* BEGIN Information supplied *

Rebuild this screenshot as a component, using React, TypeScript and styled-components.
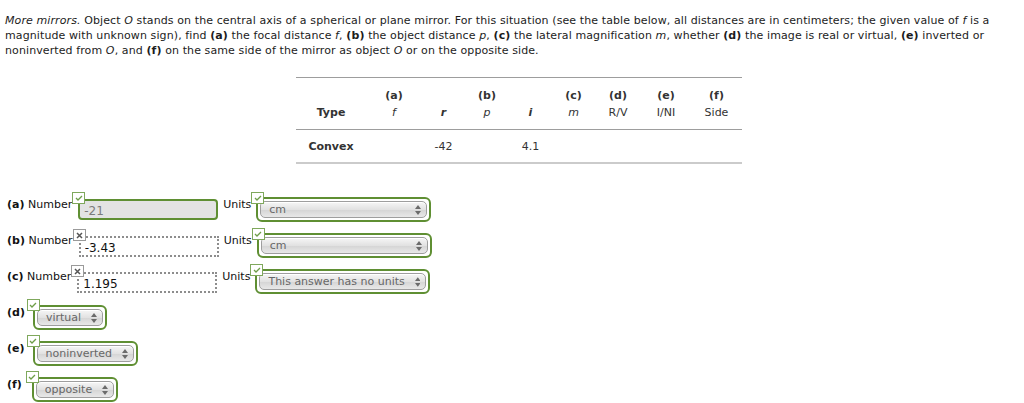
import React from "react";
import styled, { createGlobalStyle, css } from "styled-components";

const GlobalStyle = createGlobalStyle`
  body {
    margin: 0;
    background: #fff;
    font-family: "DejaVu Sans", Verdana, sans-serif;
    font-size: 11px;
    color: #1c1c1c;
  }
`;

const GREEN = "#5f8f33";

const Page = styled.div`
  padding: 13px 5px 0 5px;
`;

const Question = styled.p`
  margin: 0;
  width: 1000px;
  line-height: 15px;
  letter-spacing: 0.1px;
`;

const Table = styled.table`
  border-collapse: collapse;
  table-layout: fixed;
  width: 446px;
  margin: 19px 0 0 291px;
  color: #333;
  font-size: 11px;
`;

const HeadCell = styled.th<{ $w: number }>`
  width: ${(p) => p.$w}px;
  padding: 9px 0 8px;
  border-top: 1px solid #9d9d9d;
  border-bottom: 1px solid #9d9d9d;
  font-weight: normal;
  text-align: center;
  vertical-align: bottom;
  line-height: 17px;
`;

const HeadLine = styled.span<{ $bold?: boolean; $italic?: boolean }>`
  display: block;
  font-weight: ${(p) => (p.$bold ? "bold" : "normal")};
  font-style: ${(p) => (p.$italic ? "italic" : "normal")};
`;

const BodyCell = styled.td<{ $bold?: boolean }>`
  padding: 9px 0 8px;
  line-height: 15px;
  text-align: center;
  border-bottom: 2px solid #cbcbcb;
  font-weight: ${(p) => (p.$bold ? "bold" : "normal")};
`;

const AnswerList = styled.div`
  display: flex;
  flex-direction: column;
  margin-top: 33px;
  padding-left: 2px;
`;

const Row = styled.div`
  display: flex;
  align-items: flex-start;
  height: 36px;
`;

const Label = styled.span<{ $gap?: number }>`
  line-height: 16px;
  color: #111;
  margin-right: ${(p) => p.$gap ?? 6}px;
  white-space: nowrap;
  b {
    font-weight: bold;
  }
`;

const UnitsLabel = styled.span`
  line-height: 15px;
  color: #111;
  margin: 0 5px 0 5px;
`;

const Field = styled.span<{ $offset?: number }>`
  position: relative;
  display: inline-flex;
  margin-top: ${(p) => p.$offset || 0}px;
`;

type Mark = "check" | "cross";

const Badge = styled.span<{ $mark: Mark; $left?: number; $top?: number }>`
  position: absolute;
  left: ${(p) => p.$left ?? -6}px;
  top: ${(p) => p.$top ?? -7}px;
  z-index: 2;
  box-sizing: border-box;
  width: 13px;
  height: 12px;
  display: flex;
  align-items: flex-start;
  justify-content: center;
  padding-top: 2px;
  background: #fff;
  border: 1px solid ${(p) => (p.$mark === "check" ? "#7fa85c" : "#9a9a9a")};
`;

const NumberInput = styled.input<{ $status: "correct" | "wrong" }>`
  box-sizing: border-box;
  width: 140px;
  height: 21px;
  margin: 0;
  padding: 2px 4px 0;
  font-family: "DejaVu Sans", Verdana, sans-serif;
  font-size: 12px;
  outline: none;
  ${(p) =>
    p.$status === "correct"
      ? css`
          border: 2px solid ${GREEN};
          border-radius: 4px;
          background: #e3e3e3;
          color: #7b7b7b;
        `
      : css`
          border: 2px dotted #8d8d8d;
          border-radius: 0;
          background: #fff;
          color: #111;
        `}
`;

const Outline = styled.span`
  display: inline-flex;
  padding: 2px;
  border: 2px solid ${GREEN};
  border-radius: 6px;
  background: #fff;
`;

const SelectFace = styled.span<{ $width?: number }>`
  box-sizing: border-box;
  display: inline-flex;
  align-items: center;
  justify-content: space-between;
  gap: 10px;
  height: 17px;
  width: ${(p) => (p.$width ? `${p.$width}px` : "auto")};
  padding: 0 5px 0 8px;
  border: 1px solid #9e9e9e;
  border-radius: 5px;
  background: linear-gradient(#f6f6f6, #e2e2e2 50%, #d6d6d6 55%, #e8e8e8);
  box-shadow: inset 0 1px 0 #fff;
  color: #676767;
  font-size: 11px;
  white-space: nowrap;
`;

const CheckIcon = () => (
  <svg width="8" height="6" viewBox="0 0 8 6">
    <path d="M1 3 L3 5 L7 1" fill="none" stroke="#6e9e48" strokeWidth="1.3" />
  </svg>
);

const CrossIcon = () => (
  <svg width="7" height="7" viewBox="0 0 7 7">
    <path d="M1 1 L6 6 M6 1 L1 6" fill="none" stroke="#555" strokeWidth="1.5" />
  </svg>
);

const Arrows = () => (
  <svg width="6" height="10" viewBox="0 0 6 10">
    <path d="M0 4 L3 0 L6 4 Z M0 6 L6 6 L3 10 Z" fill="#6b6b6b" />
  </svg>
);

const Mark = ({ mark, left, top }: { mark: Mark; left?: number; top?: number }) => (
  <Badge $mark={mark} $left={left} $top={top}>
    {mark === "check" ? <CheckIcon /> : <CrossIcon />}
  </Badge>
);

const Select = ({ text, width }: { text: string; width?: number }) => (
  <Outline>
    <SelectFace $width={width}>
      <span>{text}</span>
      <Arrows />
    </SelectFace>
  </Outline>
);

const columns = [
  { w: 70, top: "", bottom: "Type", bold: true, italic: false },
  { w: 56, top: "(a)", bottom: "f", bold: false, italic: true },
  { w: 43, top: "", bottom: "r", bold: true, italic: true },
  { w: 44, top: "(b)", bottom: "p", bold: false, italic: true },
  { w: 43, top: "", bottom: "i", bold: true, italic: true },
  { w: 43, top: "(c)", bottom: "m", bold: false, italic: true },
  { w: 46, top: "(d)", bottom: "R/V", bold: false, italic: false },
  { w: 50, top: "(e)", bottom: "I/NI", bold: false, italic: false },
  { w: 51, top: "(f)", bottom: "Side", bold: false, italic: false },
];

const values = ["Convex", "", "-42", "", "4.1", "", "", "", ""];

const numberRows = [
  { key: "a", value: "-21", status: "correct" as const, unit: "cm", offset: 2 },
  { key: "b", value: "-3.43", status: "wrong" as const, unit: "cm", offset: 3 },
  { key: "c", value: "1.195", status: "wrong" as const, unit: "This answer has no units", offset: 3 },
];

const choiceRows = [
  { key: "d", value: "virtual" },
  { key: "e", value: "noninverted" },
  { key: "f", value: "opposite" },
];

export default function App() {
  return (
    <Page>
      <GlobalStyle />
      <Question>
        <i>More mirrors.</i> Object <i>O</i> stands on the central axis of a spherical or plane mirror. For this
        situation (see the table below, all distances are in centimeters; the given value of <i>f</i> is a magnitude
        with unknown sign), find <b>(a)</b> the focal distance <i>f</i>, <b>(b)</b> the object distance <i>p</i>,{" "}
        <b>(c)</b> the lateral magnification <i>m</i>, whether <b>(d)</b> the image is real or virtual, <b>(e)</b>{" "}
        inverted or noninverted from <i>O</i>, and <b>(f)</b> on the same side of the mirror as object <i>O</i> or on
        the opposite side.
      </Question>

      <Table>
        <thead>
          <tr>
            {columns.map((c, i) => (
              <HeadCell key={i} $w={c.w}>
                {c.top && <HeadLine $bold>{c.top}</HeadLine>}
                <HeadLine $bold={c.bold} $italic={c.italic}>
                  {c.bottom}
                </HeadLine>
              </HeadCell>
            ))}
          </tr>
        </thead>
        <tbody>
          <tr>
            {values.map((v, i) => (
              <BodyCell key={i} $bold={i === 0}>
                {v}
              </BodyCell>
            ))}
          </tr>
        </tbody>
      </Table>

      <AnswerList>
        {numberRows.map((r) => (
          <Row key={r.key}>
            <Label>
              <b>({r.key})</b> Number
            </Label>
            <Field $offset={r.offset}>
              <Mark mark={r.status === "correct" ? "check" : "cross"} />
              <NumberInput $status={r.status} readOnly value={r.value} />
            </Field>
            <UnitsLabel>Units</UnitsLabel>
            <Field>
              <Mark mark="check" left={-5} top={-5} />
              <Select text={r.unit} width={167} />
            </Field>
          </Row>
        ))}
        {choiceRows.map((r) => (
          <Row key={r.key}>
            <Label $gap={r.key === "f" ? 10 : 8}>
              <b>({r.key})</b>
            </Label>
            <Field>
              <Mark mark="check" left={-6} top={-6} />
              <Select text={r.value} />
            </Field>
          </Row>
        ))}
      </AnswerList>
    </Page>
  );
}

* END Information supplied *

• Brief: Scan the listing above for the word "components" and show each line where it is found.

• Answer to this problem:
Rebuild this screenshot as a component, using React, TypeScript and styled-components.
import styled, { createGlobalStyle, css } from "styled-components";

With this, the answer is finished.